## SHORT EXERCISE:
Copy out every line exactly as given.

>> start SOURCE MATERIAL

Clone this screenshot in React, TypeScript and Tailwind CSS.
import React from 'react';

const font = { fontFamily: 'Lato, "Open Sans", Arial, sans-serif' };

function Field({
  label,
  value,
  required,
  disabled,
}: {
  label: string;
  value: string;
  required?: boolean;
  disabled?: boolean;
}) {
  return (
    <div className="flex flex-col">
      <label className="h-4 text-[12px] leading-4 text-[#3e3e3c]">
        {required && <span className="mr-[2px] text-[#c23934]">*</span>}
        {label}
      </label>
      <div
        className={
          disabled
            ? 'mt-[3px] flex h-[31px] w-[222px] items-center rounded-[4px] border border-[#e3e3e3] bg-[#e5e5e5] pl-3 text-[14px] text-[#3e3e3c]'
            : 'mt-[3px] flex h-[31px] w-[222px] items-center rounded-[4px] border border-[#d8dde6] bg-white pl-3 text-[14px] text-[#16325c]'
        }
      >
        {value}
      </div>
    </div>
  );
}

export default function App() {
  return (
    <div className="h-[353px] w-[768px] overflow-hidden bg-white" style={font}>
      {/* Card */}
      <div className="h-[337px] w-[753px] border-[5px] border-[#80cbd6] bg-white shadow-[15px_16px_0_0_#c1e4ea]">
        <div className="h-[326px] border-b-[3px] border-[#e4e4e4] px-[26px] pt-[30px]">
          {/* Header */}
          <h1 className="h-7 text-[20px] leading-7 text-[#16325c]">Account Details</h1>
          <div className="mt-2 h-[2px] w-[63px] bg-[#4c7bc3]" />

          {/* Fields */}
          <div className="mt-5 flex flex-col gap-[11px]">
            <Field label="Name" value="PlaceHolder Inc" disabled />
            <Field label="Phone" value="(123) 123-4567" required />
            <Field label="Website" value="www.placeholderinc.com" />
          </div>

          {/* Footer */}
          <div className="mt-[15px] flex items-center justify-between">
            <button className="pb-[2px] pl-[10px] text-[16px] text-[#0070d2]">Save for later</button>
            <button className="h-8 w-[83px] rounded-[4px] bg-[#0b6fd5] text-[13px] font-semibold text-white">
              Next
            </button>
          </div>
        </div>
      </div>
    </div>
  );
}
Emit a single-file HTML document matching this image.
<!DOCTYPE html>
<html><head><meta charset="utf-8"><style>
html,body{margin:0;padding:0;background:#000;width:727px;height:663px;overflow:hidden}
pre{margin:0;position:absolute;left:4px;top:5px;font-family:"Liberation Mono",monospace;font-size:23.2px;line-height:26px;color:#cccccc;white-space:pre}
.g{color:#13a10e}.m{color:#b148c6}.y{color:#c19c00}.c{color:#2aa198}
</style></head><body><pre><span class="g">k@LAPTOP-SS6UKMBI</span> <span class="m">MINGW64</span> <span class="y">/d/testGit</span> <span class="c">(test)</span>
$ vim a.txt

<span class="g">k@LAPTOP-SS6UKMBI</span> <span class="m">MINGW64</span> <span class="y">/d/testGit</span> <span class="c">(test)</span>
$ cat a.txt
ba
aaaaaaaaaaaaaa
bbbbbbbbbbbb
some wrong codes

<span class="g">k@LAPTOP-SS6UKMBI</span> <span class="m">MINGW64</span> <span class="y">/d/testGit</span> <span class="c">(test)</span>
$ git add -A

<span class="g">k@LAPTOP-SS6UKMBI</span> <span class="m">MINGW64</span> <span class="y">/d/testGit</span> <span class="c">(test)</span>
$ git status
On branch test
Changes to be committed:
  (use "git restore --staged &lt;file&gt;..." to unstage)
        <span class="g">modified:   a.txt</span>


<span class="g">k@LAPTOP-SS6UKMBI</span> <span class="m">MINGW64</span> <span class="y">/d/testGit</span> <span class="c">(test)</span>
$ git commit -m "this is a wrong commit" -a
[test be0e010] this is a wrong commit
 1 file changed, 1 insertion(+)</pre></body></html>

>> end SOURCE MATERIAL

## FINAL RESULT:
Clone this screenshot in React, TypeScript and Tailwind CSS.
import React from 'react';

const font = { fontFamily: 'Lato, "Open Sans", Arial, sans-serif' };

function Field({
  label,
  value,
  required,
  disabled,
}: {
  label: string;
  value: string;
  required?: boolean;
  disabled?: boolean;
}) {
  return (
    <div className="flex flex-col">
      <label className="h-4 text-[12px] leading-4 text-[#3e3e3c]">
        {required && <span className="mr-[2px] text-[#c23934]">*</span>}
        {label}
      </label>
      <div
        className={
          disabled
            ? 'mt-[3px] flex h-[31px] w-[222px] items-center rounded-[4px] border border-[#e3e3e3] bg-[#e5e5e5] pl-3 text-[14px] text-[#3e3e3c]'
            : 'mt-[3px] flex h-[31px] w-[222px] items-center rounded-[4px] border border-[#d8dde6] bg-white pl-3 text-[14px] text-[#16325c]'
        }
      >
        {value}
      </div>
    </div>
  );
}

export default function App() {
  return (
    <div className="h-[353px] w-[768px] overflow-hidden bg-white" style={font}>
      {/* Card */}
      <div className="h-[337px] w-[753px] border-[5px] border-[#80cbd6] bg-white shadow-[15px_16px_0_0_#c1e4ea]">
        <div className="h-[326px] border-b-[3px] border-[#e4e4e4] px-[26px] pt-[30px]">
          {/* Header */}
          <h1 className="h-7 text-[20px] leading-7 text-[#16325c]">Account Details</h1>
          <div className="mt-2 h-[2px] w-[63px] bg-[#4c7bc3]" />

          {/* Fields */}
          <div className="mt-5 flex flex-col gap-[11px]">
            <Field label="Name" value="PlaceHolder Inc" disabled />
            <Field label="Phone" value="(123) 123-4567" required />
            <Field label="Website" value="www.placeholderinc.com" />
          </div>

          {/* Footer */}
          <div className="mt-[15px] flex items-center justify-between">
            <button className="pb-[2px] pl-[10px] text-[16px] text-[#0070d2]">Save for later</button>
            <button className="h-8 w-[83px] rounded-[4px] bg-[#0b6fd5] text-[13px] font-semibold text-white">
              Next
            </button>
          </div>
        </div>
      </div>
    </div>
  );
}
Emit a single-file HTML document matching this image.
<!DOCTYPE html>
<html><head><meta charset="utf-8"><style>
html,body{margin:0;padding:0;background:#000;width:727px;height:663px;overflow:hidden}
pre{margin:0;position:absolute;left:4px;top:5px;font-family:"Liberation Mono",monospace;font-size:23.2px;line-height:26px;color:#cccccc;white-space:pre}
.g{color:#13a10e}.m{color:#b148c6}.y{color:#c19c00}.c{color:#2aa198}
</style></head><body><pre><span class="g">k@LAPTOP-SS6UKMBI</span> <span class="m">MINGW64</span> <span class="y">/d/testGit</span> <span class="c">(test)</span>
$ vim a.txt

<span class="g">k@LAPTOP-SS6UKMBI</span> <span class="m">MINGW64</span> <span class="y">/d/testGit</span> <span class="c">(test)</span>
$ cat a.txt
ba
aaaaaaaaaaaaaa
bbbbbbbbbbbb
some wrong codes

<span class="g">k@LAPTOP-SS6UKMBI</span> <span class="m">MINGW64</span> <span class="y">/d/testGit</span> <span class="c">(test)</span>
$ git add -A

<span class="g">k@LAPTOP-SS6UKMBI</span> <span class="m">MINGW64</span> <span class="y">/d/testGit</span> <span class="c">(test)</span>
$ git status
On branch test
Changes to be committed:
  (use "git restore --staged &lt;file&gt;..." to unstage)
        <span class="g">modified:   a.txt</span>


<span class="g">k@LAPTOP-SS6UKMBI</span> <span class="m">MINGW64</span> <span class="y">/d/testGit</span> <span class="c">(test)</span>
$ git commit -m "this is a wrong commit" -a
[test be0e010] this is a wrong commit
 1 file changed, 1 insertion(+)</pre></body></html>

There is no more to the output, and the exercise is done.